The perception that a red car costs more than one painted in a neutral shade is a widespread belief in the automotive world. This idea extends beyond the initial purchase price, influencing thoughts on insurance rates and long-term ownership expenses. The overall cost difference is not typically the result of a single factor but rather a combination of manufacturing complexity, aggressive market strategies, and the emotional value consumers place on the color. Understanding this variance requires a closer look at how manufacturers create the color, how dealers price the vehicle, and how the market determines its value over time.
Initial Production Costs
The actual material cost of manufacturing a vibrant red finish is often genuinely higher than standard colors like white or black. Automotive paint is composed of pigments suspended in a liquid solution, and the specific compounds needed to create a rich, stable red are inherently more expensive to produce. High-performance red pigments, such as the synthetic organic compound Pyrrole Red, are favored for their exceptional vibrancy and durability against fading, but their complex chemical synthesis drives up the raw material price.
Achieving a deep, luminous red often requires a multi-stage process, frequently referred to as a tri-coat application. This process involves a base coat, a highly translucent color coat that provides depth, and a final clear coat, demanding more material and significantly more time in the paint booth than a simple single-stage or two-stage finish. The increased labor and slower production rate required for this multi-layer application contribute directly to the manufacturer’s higher factory cost for a specialized red paint option. This is why manufacturers sometimes charge a premium for certain reds, even before the car leaves the assembly line.
Consumer Demand and Pricing Strategy
The cost premium associated with a red car is driven less by the material expense and far more by market dynamics and a psychological pricing strategy. Red is universally associated with performance, speed, and passion, making it a highly desirable choice for sports cars and high-trim models. Manufacturers are keenly aware of this emotional connection, leading them to categorize red as a “premium” or “signature” color option.
This strategy allows automakers to apply a significant upcharge, often ranging from $495 to over $1,000, for a color like Mazda’s Soul Red Crystal or similar multi-coat reds. While the complex application justifies some of the added cost, the final retail premium is set through value-based pricing—charging what the enthusiastic customer is willing to pay for a color that aligns with the vehicle’s perceived identity. Dealerships further capitalize on this appeal, as a highly visible, desirable color can move a car faster, allowing them to maintain a higher asking price for red models than for identical cars in less expressive shades. The cost increase is largely a direct result of the color’s ability to create a strong emotional connection with the buyer.

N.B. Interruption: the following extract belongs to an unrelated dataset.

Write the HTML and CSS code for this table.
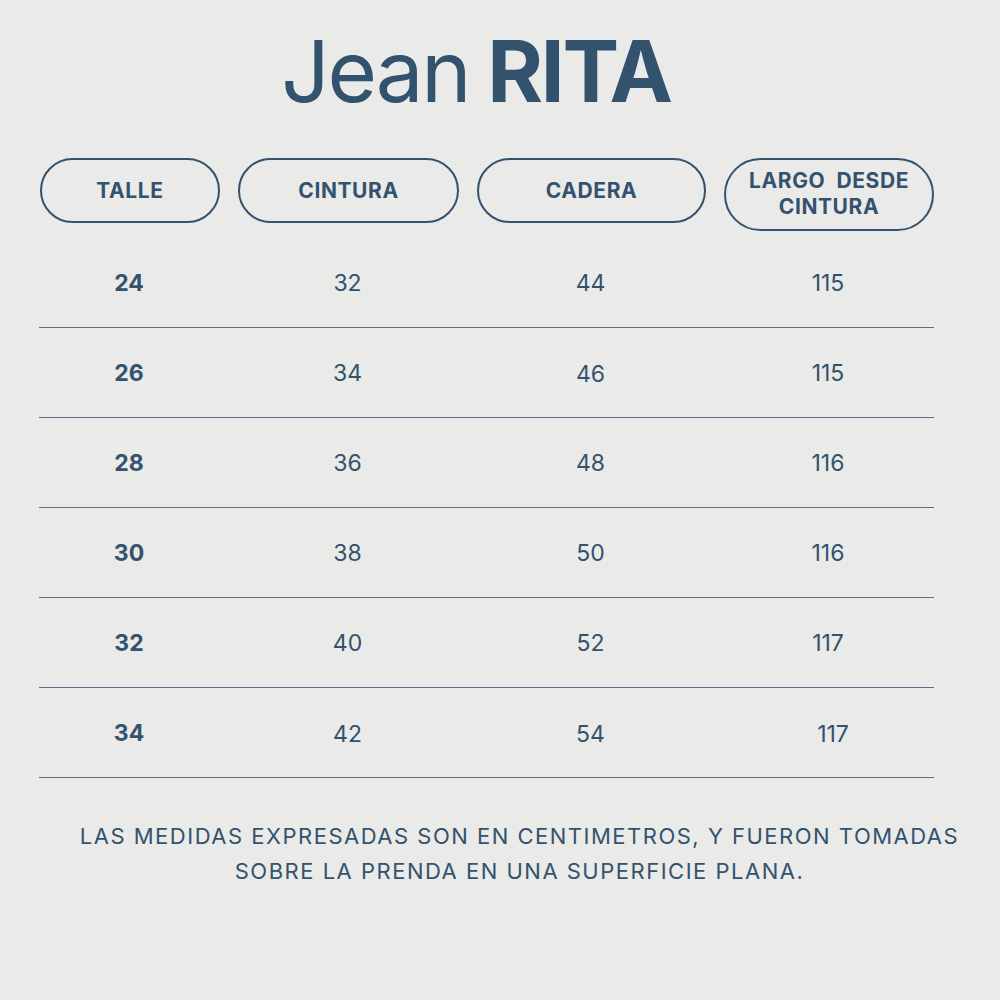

Insurance Myths and Ownership Expenses
A persistent rumor suggests that red cars cost more to insure because they supposedly attract more speeding tickets or are involved in more accidents. This is an unfounded myth; insurance companies do not use a car’s color as a factor when calculating premiums. Underwriters base their rates on data related to the vehicle’s Vehicle Identification Number (VIN), which details the make, model, engine size, overall safety record, and the typical cost of repairs.
The perception of higher insurance costs is usually an indirect consequence of the types of vehicles most frequently painted red. Performance-oriented cars and sports coupes are often chosen in red, and these models inherently carry higher insurance rates due to their higher sticker price, greater repair costs, and statistical association with more aggressive driving. The driver’s personal history, location, and the vehicle’s overall value are the true determinants of the insurance rate, not the pigment on its exterior panels. If a driver were to purchase a standard sedan in red, the insurance cost would remain identical to the same model in white or silver.
Resale Value and Color Impact
The long-term financial impact of choosing red can actually be more favorable than selecting the most common neutral colors. While colors like white, black, and gray account for the majority of the market share, their sheer volume means they provide little distinction in the used car market, often leading to average or slightly below-average resale value retention. In contrast, expressive colors like red, orange, and yellow are less common, creating a scarcity that can appeal to a niche of used car buyers.
Analyses of used car depreciation often show red performing better than the average. One study found that red vehicles depreciate at a rate near the market average, but significantly less than the most popular colors like black or white. For specific vehicle segments, such as sedans, red can be one of the lowest-depreciating colors, as it appeals to a buyer seeking a car that stands out. The initial upcharge for a premium red paint is often recovered, or at least mitigated, by its relatively strong performance in retaining value compared to the vast supply of neutral-colored alternatives.